--- Required work ---
Using the listing below, copy exactly the lines from the one containing "Clone this screenshot in Lit and TypeScript." to the one containing "4.3 4 7.2 10.2", both lines included, and no others.

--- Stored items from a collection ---
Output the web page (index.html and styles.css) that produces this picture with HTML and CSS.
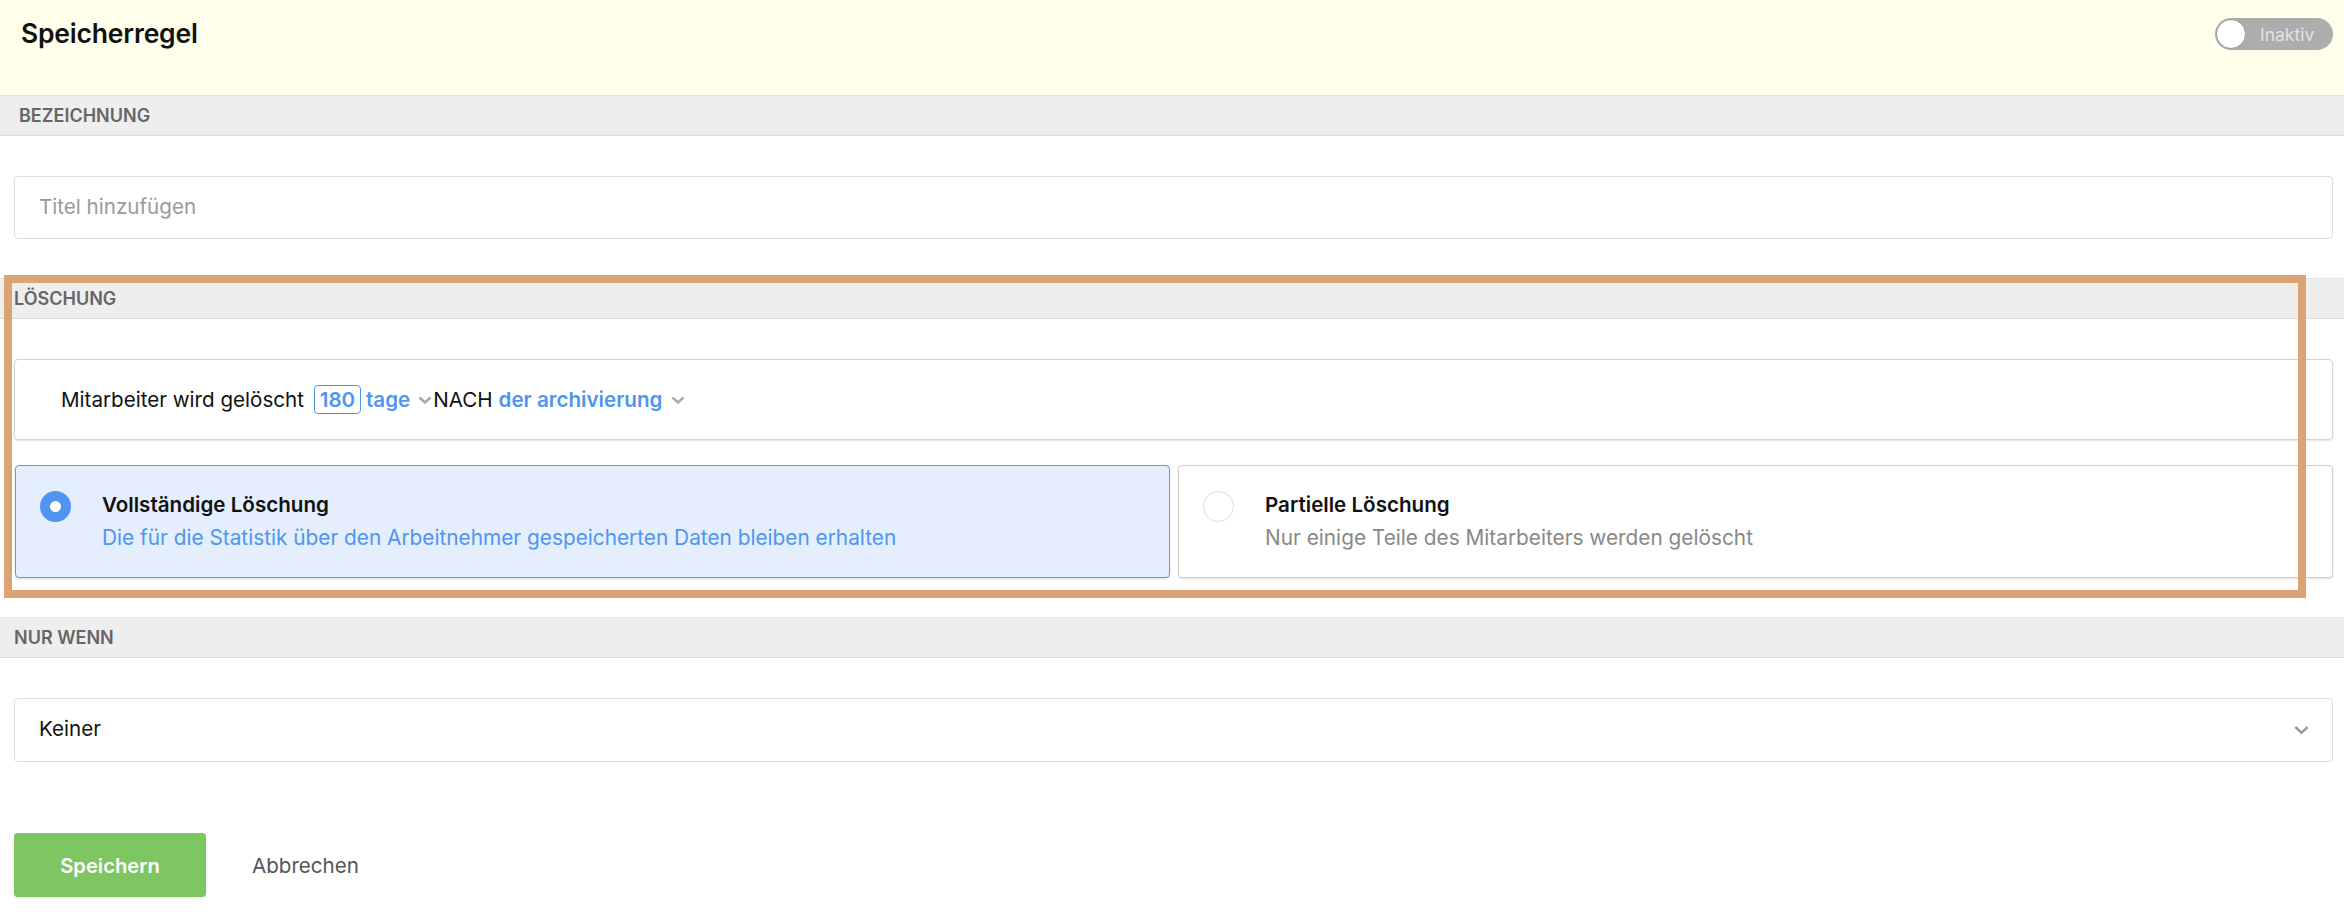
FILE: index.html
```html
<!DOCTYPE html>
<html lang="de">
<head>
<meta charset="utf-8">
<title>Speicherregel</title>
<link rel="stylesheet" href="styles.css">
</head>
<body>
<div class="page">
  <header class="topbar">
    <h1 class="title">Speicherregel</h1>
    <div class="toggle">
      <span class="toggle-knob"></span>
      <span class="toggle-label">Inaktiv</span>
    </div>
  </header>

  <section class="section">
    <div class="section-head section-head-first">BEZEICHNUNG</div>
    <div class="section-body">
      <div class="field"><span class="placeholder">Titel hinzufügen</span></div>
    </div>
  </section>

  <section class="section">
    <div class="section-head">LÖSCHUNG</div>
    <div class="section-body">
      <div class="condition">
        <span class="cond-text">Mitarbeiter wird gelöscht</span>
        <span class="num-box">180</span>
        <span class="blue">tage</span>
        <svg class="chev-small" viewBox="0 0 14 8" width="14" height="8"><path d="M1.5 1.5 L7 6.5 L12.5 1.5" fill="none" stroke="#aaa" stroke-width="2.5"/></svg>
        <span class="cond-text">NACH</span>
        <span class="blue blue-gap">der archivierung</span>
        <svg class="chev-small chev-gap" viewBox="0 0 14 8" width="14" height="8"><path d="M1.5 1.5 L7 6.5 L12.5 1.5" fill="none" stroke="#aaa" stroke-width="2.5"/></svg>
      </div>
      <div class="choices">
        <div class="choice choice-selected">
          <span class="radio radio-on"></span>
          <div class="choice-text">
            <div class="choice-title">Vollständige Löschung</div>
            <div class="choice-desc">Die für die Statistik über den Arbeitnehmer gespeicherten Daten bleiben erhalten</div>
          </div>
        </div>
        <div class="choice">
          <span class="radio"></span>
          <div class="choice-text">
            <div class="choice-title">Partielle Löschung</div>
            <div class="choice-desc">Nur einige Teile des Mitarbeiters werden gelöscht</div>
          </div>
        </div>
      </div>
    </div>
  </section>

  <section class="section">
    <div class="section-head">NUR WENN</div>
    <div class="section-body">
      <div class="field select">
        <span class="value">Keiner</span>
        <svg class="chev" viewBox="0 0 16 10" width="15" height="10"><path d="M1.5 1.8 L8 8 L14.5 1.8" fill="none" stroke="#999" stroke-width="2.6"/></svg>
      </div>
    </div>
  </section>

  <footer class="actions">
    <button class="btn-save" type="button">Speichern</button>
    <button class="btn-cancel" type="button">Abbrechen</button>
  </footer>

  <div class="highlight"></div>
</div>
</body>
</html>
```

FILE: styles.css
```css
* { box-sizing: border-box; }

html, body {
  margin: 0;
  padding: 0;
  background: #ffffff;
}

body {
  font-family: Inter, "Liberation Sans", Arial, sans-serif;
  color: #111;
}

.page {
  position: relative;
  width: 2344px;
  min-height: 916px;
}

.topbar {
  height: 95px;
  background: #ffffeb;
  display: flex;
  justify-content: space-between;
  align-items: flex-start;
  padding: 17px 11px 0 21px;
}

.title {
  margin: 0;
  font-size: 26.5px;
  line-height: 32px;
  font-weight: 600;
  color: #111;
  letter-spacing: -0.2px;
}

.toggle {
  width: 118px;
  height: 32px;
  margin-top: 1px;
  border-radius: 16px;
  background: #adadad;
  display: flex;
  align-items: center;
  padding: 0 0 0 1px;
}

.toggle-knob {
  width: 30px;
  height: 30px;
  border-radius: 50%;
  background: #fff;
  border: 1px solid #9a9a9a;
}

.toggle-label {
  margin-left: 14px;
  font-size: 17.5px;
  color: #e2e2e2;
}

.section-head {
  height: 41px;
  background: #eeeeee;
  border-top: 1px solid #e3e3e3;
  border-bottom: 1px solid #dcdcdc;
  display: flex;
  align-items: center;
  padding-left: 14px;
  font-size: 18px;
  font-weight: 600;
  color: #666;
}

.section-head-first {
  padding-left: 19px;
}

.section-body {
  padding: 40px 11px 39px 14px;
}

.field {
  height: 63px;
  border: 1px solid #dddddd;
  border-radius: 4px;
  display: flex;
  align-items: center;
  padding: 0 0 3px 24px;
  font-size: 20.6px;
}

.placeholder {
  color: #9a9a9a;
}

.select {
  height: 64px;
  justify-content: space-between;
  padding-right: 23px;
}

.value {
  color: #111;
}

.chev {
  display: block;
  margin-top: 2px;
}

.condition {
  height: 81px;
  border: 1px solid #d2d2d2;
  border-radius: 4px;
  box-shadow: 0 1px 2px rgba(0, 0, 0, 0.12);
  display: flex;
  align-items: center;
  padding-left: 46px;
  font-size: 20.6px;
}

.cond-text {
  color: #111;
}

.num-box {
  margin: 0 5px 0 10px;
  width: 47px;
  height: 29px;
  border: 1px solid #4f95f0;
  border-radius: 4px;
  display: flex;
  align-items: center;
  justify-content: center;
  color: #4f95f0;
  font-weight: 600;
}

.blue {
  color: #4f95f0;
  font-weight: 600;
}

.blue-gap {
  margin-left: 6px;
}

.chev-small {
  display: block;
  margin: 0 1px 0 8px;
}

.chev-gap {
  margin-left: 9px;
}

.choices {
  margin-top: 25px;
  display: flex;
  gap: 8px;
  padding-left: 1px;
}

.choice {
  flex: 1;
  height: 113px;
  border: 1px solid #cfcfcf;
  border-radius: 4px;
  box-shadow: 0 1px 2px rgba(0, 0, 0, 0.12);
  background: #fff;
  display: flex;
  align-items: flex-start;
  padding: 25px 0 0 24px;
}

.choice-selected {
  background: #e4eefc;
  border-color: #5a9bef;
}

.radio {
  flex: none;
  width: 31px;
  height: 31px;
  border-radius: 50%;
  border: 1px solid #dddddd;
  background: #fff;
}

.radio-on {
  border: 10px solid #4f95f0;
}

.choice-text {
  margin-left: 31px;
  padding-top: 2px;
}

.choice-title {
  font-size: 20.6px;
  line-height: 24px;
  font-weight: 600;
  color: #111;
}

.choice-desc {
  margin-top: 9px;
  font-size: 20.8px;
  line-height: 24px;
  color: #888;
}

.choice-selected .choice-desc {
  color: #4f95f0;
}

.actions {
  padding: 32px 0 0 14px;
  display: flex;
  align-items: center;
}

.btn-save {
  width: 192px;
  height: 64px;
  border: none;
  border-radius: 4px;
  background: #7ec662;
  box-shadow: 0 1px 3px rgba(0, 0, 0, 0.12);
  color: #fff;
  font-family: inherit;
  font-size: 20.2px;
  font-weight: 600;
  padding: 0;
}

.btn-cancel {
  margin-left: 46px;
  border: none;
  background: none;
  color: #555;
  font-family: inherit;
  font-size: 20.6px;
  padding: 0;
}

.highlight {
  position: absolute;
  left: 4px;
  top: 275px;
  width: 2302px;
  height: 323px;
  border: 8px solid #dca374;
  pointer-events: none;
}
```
---
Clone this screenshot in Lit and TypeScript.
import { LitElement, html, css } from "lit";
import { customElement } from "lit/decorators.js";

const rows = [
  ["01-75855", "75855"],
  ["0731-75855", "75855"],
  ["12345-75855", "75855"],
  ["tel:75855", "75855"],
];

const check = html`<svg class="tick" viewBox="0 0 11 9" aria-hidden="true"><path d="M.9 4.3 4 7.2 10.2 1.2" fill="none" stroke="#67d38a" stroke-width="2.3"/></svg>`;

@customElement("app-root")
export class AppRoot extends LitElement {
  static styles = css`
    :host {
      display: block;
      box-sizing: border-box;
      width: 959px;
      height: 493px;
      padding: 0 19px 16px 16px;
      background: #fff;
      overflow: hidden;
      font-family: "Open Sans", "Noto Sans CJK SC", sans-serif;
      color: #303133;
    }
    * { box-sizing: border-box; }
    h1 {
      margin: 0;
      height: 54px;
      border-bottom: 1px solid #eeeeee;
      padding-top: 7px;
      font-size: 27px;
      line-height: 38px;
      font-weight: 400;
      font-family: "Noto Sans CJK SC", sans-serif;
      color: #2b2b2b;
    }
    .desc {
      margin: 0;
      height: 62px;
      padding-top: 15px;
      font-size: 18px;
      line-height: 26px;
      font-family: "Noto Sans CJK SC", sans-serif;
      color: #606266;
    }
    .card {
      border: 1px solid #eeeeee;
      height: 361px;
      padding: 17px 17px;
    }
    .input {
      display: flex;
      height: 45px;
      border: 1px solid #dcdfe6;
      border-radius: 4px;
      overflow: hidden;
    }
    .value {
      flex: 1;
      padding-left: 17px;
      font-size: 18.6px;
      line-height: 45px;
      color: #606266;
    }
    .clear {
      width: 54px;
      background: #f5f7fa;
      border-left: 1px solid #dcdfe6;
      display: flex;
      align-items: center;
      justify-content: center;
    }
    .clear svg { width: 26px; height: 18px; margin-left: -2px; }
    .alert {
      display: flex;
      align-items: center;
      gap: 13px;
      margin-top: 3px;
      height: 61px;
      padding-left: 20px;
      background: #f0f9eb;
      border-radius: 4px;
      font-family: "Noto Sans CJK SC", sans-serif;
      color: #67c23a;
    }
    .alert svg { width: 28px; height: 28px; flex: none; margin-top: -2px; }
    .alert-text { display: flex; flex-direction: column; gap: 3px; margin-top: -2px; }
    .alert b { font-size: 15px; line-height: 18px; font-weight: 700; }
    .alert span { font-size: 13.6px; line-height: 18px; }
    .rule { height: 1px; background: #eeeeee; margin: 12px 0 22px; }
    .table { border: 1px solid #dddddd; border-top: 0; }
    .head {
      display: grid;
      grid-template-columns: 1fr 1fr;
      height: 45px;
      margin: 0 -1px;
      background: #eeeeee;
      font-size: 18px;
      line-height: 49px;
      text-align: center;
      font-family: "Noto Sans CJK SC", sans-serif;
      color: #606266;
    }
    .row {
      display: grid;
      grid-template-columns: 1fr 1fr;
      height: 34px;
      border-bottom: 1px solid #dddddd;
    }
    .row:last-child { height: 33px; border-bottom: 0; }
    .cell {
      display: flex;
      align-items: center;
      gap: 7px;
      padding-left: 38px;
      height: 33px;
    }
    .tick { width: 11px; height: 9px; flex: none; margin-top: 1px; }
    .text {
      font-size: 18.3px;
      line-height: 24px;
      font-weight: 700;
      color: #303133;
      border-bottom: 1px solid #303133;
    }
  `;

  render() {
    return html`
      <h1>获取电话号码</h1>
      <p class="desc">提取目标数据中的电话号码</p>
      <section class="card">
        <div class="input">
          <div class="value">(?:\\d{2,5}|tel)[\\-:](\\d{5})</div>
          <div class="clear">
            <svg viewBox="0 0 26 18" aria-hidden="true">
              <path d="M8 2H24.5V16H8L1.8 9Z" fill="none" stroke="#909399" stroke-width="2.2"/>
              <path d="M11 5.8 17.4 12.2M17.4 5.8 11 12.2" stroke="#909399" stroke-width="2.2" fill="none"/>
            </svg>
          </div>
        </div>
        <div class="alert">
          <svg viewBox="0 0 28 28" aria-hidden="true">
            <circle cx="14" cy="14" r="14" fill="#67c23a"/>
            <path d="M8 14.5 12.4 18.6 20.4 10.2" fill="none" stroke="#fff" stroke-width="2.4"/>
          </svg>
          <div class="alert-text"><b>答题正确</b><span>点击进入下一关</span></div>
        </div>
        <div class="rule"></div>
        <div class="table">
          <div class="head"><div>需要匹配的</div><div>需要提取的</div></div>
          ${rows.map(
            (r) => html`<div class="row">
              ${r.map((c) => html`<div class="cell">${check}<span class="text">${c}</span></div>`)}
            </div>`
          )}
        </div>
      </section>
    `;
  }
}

--- Exercise result ---
Clone this screenshot in Lit and TypeScript.
import { LitElement, html, css } from "lit";
import { customElement } from "lit/decorators.js";

const rows = [
  ["01-75855", "75855"],
  ["0731-75855", "75855"],
  ["12345-75855", "75855"],
  ["tel:75855", "75855"],
];

const check = html`<svg class="tick" viewBox="0 0 11 9" aria-hidden="true"><path d="M.9 4.3 4 7.2 10.2 1.2" fill="none" stroke="#67d38a" stroke-width="2.3"/></svg>`;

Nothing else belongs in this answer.